When bromobenzene was reacted with morpholine under air atmosphere, no coupling reaction was observed to take place. Whereas, in the presence of inert atmosphere, products were obtained with an excellent yield. With the optimized conditions in hand, the Buchwald-Hartwig cross-coupling reactions were examined by varying both the amines including aromatic, aliphatic, and cyclic and a variety of aryl bromides. The results are summarized in Table 5.
In general, the presence of electron donating groups on N-nucleophiles and electron withdrawing groups on aryl halides enhanced the N-arylated product yield. Aniline substituted with electron donating group, such as 4-methoxy aniline, gave the product with a good yield (Table 5, entry 1). The reaction of aryl halides with heterocyclic amines such as morpholine, piperidine (Table 5, entries 5-10) resulted in a desired product in an excellent yield. The high nucleophilicity of these heterocyclic amines can be due to their reactivities.
The recyclability of the SPION-A-Pd(EDTA) system was also investigated. Catalyst recovered by a simple external magnet and reused for five times. Results are represented in Fig. 4.
In summary, we have developed a novel, air-moisture, easily recoverable Pd-complexe.
We believe that this catalyst can catalyze amination of aryl halides in the presence of inorganic bases with an excellent recycling efficiency.
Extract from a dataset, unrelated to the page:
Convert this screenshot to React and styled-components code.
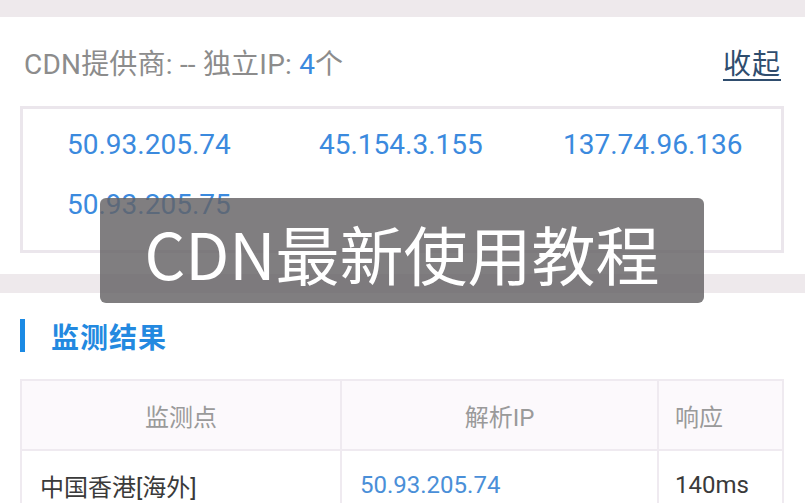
import React from "react";
import styled, { createGlobalStyle } from "styled-components";

const Global = createGlobalStyle`
  html, body { margin: 0; padding: 0; background: #ffffff; }
  body { width: 805px; height: 503px; overflow: hidden; font-family: Roboto, "Noto Sans CJK SC", sans-serif; }
`;

const Page = styled.div`
  position: relative;
  width: 805px;
  height: 503px;
  overflow: hidden;
  background: #eee9ec;
  display: flex;
  flex-direction: column;
`;

const Band = styled.div`
  height: ${p => p.$h}px;
  flex: none;
  background: #eee9ec;
`;

const Card = styled.div`
  background: #fff;
  padding: 25px 21px 21px 20px;
  display: flex;
  flex-direction: column;
  gap: 24px;
`;

const InfoRow = styled.div`
  height: 40px;
  display: flex;
  align-items: center;
  justify-content: space-between;
  padding-left: 4px;
`;

const InfoText = styled.div`
  font-family: Roboto, "Noto Sans CJK SC", sans-serif;
  font-size: 28px;
  color: #8c8c8c;
  letter-spacing: 0.2px;
`;

const Blue = styled.span`
  color: #3b8ade;
`;

const Collapse = styled.a`
  font-family: "Noto Sans CJK SC", sans-serif;
  font-size: 28px;
  color: #2f4d6e;
  text-decoration: underline;
  text-underline-offset: 5px;
  text-decoration-thickness: 2px;
  margin-right: 3px;
  letter-spacing: 1px;
`;

const IpBox = styled.div`
  border: 3px solid #ebe6ec;
  padding: 16px 0 25px 44px;
  display: grid;
  grid-template-columns: 252px 244px 1fr;
  row-gap: 20px;
`;

const Ip = styled.div`
  height: 40px;
  line-height: 40px;
  font-family: Roboto, sans-serif;
  font-size: 28px;
  color: #3b8ade;
`;

const Section = styled.div`
  flex: 1;
  background: #fff;
  padding: 26px 21px 0 20px;
  display: flex;
  flex-direction: column;
  gap: 27px;
`;

const TitleRow = styled.div`
  height: 33px;
  display: flex;
  align-items: center;
  gap: 26px;
`;

const Bar = styled.div`
  width: 5px;
  height: 33px;
  background: #1b8ae4;
`;

const Title = styled.div`
  font-family: "Noto Sans CJK SC", sans-serif;
  font-weight: 700;
  font-size: 28px;
  color: #2389e0;
  letter-spacing: 1px;
`;

const Table = styled.div`
  display: grid;
  grid-template-columns: 320px 317px 1fr;
  grid-auto-rows: 70px;
  border-top: 2px solid #efeaf0;
  border-left: 2px solid #efeaf0;
`;

const Cell = styled.div`
  display: flex;
  align-items: center;
  justify-content: ${p => (p.$center ? "center" : "flex-start")};
  padding-left: ${p => (p.$center ? 0 : p.$pad || 16)}px;
  border-right: 2px solid #efeaf0;
  border-bottom: 2px solid #efeaf0;
  background: ${p => (p.$head ? "#fcf9fc" : "#fff")};
  font-family: Roboto, "Noto Sans CJK SC", sans-serif;
  font-size: 24px;
  color: ${p => (p.$head ? "#9a9a9a" : p.$ip ? "#4a8fd8" : "#3a3a3a")};
`;

const Caption = styled.div`
  position: absolute;
  left: 100px;
  top: 198px;
  width: 604px;
  height: 105px;
  border-radius: 6px;
  background: rgba(100, 98, 100, 0.82);
  display: flex;
  align-items: center;
  justify-content: center;
  color: #fff;
  font-family: "Noto Sans CJK SC", sans-serif;
  font-size: 64px;
  line-height: 1;
  padding-top: 2px;
  box-sizing: border-box;
`;

const ips = ["50.93.205.74", "45.154.3.155", "137.74.96.136", "50.93.205.75"];

export default function App() {
  return (
    <>
      <Global />
      <Page>
        <Band $h={17} />
        <Card>
          <InfoRow>
            <InfoText>
              CDN提供商: -- 独立IP: <Blue>4</Blue>个
            </InfoText>
            <Collapse>收起</Collapse>
          </InfoRow>
          <IpBox>
            {ips.map(ip => (
              <Ip key={ip}>{ip}</Ip>
            ))}
          </IpBox>
        </Card>
        <Band $h={19} />
        <Section>
          <TitleRow>
            <Bar />
            <Title>监测结果</Title>
          </TitleRow>
          <Table>
            <Cell $head $center>监测点</Cell>
            <Cell $head $center>解析IP</Cell>
            <Cell $head>响应</Cell>
            <Cell $pad={18}>中国香港[海外]</Cell>
            <Cell $ip $pad={18}>50.93.205.74</Cell>
            <Cell>140ms</Cell>
          </Table>
        </Section>
        <Caption>CDN最新使用教程</Caption>
      </Page>
    </>
  );
}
The authors are grateful to the Center of Excellence of Chemistry of University of Isfahan (CECUI) and also the Research Council of the University of Isfahan for financial support of this work.
CONFLICT OF INTEREST
The authors declare that there is no conflict of interests regarding the publication of this manuscript.